The survey studied national identity, national pride and national consciousness of the Finns, and their opinions on Finland's international influence and role, the European Union, the impact of immigration, immigrants, national minorities, and national culture.

Questions charted identification with town/city, nation and Europe, most important characteristics for Finnish identity, and perceived pride in being a Finn, and pride in Finland due to democracy, scientific, economic, artistic or sports achievements, social security system, history, equality etc. Attitudes to the power of international institutions, international organisations or the EU to enforce policies in Finland, acquisition of land by foreigners, free trade, and impact of international companies to local business were investigated.

Further questions surveyed whether national customs and traditions should be followed to achieve full nationality, should national minorities preserve their own culture, and should different racial and ethnic groups assimilate or retain their identity. Opinions on immigration policy, the rights of immigrants, impact of immigrants on Finnish society, consequences of patriotic feelings, and ethnic diversity in the workplace were charted. The respondents were also asked if they and their parents had Finnish citizenship.

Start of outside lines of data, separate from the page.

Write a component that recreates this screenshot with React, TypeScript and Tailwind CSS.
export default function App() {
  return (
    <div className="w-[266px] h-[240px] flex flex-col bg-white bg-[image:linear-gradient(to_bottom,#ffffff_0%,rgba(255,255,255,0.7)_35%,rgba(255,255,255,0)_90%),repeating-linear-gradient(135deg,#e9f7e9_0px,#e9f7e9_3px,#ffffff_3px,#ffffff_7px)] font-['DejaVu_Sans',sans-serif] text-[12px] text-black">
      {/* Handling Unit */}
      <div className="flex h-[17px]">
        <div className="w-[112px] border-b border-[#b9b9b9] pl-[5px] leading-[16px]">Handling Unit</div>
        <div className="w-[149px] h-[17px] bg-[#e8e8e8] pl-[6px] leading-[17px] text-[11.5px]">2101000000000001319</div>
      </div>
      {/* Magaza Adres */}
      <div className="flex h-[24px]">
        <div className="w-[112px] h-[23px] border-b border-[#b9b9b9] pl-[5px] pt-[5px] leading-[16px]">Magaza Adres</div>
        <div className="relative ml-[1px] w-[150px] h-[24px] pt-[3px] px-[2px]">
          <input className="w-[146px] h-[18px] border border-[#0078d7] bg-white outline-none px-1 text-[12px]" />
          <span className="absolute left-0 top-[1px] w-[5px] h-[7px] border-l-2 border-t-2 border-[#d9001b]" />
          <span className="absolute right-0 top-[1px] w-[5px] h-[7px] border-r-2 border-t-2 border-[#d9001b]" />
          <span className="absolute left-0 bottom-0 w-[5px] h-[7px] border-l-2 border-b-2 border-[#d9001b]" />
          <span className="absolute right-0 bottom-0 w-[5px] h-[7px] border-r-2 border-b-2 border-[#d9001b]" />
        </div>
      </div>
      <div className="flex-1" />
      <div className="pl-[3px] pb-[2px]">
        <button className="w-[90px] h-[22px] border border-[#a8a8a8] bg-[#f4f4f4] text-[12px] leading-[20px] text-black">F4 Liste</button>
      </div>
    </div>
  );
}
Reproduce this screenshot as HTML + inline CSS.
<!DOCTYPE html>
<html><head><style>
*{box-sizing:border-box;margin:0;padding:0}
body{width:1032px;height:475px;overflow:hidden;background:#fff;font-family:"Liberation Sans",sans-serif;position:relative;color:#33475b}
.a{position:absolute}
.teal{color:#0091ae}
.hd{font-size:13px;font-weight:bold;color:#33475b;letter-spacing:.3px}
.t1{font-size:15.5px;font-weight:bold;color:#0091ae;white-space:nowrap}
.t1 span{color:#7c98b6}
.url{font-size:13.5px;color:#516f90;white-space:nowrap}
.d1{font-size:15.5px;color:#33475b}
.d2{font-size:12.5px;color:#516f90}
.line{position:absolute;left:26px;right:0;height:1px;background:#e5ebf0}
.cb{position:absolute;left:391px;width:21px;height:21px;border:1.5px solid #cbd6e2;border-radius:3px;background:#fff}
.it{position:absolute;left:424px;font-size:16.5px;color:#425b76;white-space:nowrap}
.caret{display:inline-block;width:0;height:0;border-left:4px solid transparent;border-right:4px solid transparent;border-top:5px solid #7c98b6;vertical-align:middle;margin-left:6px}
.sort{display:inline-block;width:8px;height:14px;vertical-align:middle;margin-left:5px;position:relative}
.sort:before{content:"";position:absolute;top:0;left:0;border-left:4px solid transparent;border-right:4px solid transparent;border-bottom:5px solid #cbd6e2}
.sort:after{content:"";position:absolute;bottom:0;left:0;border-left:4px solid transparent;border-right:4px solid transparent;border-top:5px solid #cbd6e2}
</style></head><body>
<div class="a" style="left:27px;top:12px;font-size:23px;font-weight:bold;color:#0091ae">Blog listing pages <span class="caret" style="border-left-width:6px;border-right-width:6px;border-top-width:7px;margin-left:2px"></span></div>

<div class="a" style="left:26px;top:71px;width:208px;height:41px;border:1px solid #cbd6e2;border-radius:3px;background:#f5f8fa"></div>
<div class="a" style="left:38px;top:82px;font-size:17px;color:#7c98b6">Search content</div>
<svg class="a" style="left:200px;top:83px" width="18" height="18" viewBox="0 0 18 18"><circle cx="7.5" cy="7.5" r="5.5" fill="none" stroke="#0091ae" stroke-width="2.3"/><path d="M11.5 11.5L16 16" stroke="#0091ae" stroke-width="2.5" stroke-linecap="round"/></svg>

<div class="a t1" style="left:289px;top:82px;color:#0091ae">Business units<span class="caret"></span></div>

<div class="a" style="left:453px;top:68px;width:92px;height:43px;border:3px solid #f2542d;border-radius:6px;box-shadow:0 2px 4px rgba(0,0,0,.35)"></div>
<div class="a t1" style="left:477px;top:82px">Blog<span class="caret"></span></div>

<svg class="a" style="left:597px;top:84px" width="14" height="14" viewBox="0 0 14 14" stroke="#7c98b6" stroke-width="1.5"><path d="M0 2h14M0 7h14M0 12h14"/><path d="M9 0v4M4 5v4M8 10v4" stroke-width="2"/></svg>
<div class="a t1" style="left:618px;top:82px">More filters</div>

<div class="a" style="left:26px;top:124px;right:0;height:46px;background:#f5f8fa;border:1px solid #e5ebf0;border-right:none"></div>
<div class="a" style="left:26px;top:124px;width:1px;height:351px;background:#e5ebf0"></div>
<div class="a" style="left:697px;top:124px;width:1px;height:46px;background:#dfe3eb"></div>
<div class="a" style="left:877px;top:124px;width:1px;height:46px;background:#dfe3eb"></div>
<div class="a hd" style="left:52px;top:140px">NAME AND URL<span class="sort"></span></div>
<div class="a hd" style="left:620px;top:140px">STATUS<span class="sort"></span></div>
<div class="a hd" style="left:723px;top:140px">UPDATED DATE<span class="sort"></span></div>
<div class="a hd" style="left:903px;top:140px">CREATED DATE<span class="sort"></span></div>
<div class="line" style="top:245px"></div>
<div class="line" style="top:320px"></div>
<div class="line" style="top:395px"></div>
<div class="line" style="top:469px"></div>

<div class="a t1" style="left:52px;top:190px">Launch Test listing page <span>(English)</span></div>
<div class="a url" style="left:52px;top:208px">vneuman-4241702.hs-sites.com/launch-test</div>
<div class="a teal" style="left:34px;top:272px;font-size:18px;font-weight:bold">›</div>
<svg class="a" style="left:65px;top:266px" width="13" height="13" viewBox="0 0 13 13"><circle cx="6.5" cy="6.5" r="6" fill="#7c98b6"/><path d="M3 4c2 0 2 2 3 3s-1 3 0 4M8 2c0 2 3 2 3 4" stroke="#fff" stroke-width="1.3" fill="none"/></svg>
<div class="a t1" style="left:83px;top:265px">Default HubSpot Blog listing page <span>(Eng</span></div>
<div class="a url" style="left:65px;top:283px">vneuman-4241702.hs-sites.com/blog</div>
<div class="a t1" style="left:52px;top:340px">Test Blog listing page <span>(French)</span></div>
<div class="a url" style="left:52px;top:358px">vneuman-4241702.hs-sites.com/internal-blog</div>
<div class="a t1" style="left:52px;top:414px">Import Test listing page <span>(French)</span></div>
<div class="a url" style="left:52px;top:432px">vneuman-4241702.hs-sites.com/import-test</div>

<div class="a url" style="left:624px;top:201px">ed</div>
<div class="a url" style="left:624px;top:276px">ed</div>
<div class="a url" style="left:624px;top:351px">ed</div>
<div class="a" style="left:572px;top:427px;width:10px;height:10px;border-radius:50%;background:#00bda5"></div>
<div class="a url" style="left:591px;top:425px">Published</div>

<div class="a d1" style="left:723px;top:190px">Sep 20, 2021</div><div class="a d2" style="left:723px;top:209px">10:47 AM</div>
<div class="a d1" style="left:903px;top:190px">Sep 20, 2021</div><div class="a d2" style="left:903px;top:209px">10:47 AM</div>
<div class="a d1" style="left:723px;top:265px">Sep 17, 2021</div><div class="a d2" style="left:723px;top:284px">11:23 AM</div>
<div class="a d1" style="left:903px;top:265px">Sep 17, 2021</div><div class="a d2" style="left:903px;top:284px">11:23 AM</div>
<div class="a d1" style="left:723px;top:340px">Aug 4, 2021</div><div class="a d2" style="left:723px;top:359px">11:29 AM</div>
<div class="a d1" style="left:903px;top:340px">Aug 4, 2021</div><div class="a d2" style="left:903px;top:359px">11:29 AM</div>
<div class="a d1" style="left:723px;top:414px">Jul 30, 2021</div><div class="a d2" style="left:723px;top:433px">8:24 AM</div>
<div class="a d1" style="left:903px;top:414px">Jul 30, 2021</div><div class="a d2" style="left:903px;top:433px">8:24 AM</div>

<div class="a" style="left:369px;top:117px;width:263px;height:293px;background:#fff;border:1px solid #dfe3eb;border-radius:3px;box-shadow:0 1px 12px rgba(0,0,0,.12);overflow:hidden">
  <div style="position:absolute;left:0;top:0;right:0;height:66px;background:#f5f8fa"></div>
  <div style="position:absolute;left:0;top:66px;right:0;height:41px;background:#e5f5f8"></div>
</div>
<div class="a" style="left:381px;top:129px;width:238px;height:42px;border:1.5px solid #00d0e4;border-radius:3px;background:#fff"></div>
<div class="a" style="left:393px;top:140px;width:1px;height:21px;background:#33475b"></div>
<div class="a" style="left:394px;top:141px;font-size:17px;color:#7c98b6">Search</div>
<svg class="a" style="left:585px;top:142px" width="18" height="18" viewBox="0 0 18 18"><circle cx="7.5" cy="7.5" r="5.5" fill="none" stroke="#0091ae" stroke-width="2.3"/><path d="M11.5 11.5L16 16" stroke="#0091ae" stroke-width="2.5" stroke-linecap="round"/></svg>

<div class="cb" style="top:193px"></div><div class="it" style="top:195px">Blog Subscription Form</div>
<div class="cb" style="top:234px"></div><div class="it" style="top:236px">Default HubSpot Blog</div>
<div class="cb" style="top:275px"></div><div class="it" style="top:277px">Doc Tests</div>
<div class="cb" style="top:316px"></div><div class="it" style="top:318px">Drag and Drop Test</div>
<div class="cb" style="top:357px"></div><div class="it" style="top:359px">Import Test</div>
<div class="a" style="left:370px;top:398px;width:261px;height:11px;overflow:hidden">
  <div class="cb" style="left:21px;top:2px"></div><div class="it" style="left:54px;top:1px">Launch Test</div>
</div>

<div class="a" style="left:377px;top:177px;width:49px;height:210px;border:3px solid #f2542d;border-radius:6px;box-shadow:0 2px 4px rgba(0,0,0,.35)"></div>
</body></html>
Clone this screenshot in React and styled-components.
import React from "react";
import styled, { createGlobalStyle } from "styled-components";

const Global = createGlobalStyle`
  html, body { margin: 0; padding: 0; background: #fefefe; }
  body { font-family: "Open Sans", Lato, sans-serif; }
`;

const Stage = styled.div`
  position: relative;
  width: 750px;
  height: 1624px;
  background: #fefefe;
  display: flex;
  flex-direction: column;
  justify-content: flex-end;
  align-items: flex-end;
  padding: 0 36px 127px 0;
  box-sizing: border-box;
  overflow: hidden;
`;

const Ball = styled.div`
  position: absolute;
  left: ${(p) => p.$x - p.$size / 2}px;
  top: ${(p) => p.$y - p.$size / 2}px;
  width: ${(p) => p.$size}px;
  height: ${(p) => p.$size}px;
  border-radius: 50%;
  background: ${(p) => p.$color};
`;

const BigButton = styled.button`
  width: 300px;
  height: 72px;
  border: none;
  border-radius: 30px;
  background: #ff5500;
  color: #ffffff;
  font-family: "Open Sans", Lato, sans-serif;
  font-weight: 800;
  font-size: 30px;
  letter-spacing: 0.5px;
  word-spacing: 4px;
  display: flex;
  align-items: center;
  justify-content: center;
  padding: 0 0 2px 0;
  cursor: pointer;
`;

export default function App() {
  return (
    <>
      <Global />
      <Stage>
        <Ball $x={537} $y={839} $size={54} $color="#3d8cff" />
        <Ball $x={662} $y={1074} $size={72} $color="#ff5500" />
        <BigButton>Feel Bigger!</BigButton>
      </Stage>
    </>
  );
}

Background variables included the respondent's and spouse's gender, year of birth, education, employment, working hours, supervisory duties, occupation, economic activity and occupational status. Further background information included the respondent's membership in a trade union, religious affiliation, religious attendance, self-perceived social class, political party preference in elections, household composition, number of staff members in the workplace, and employer type.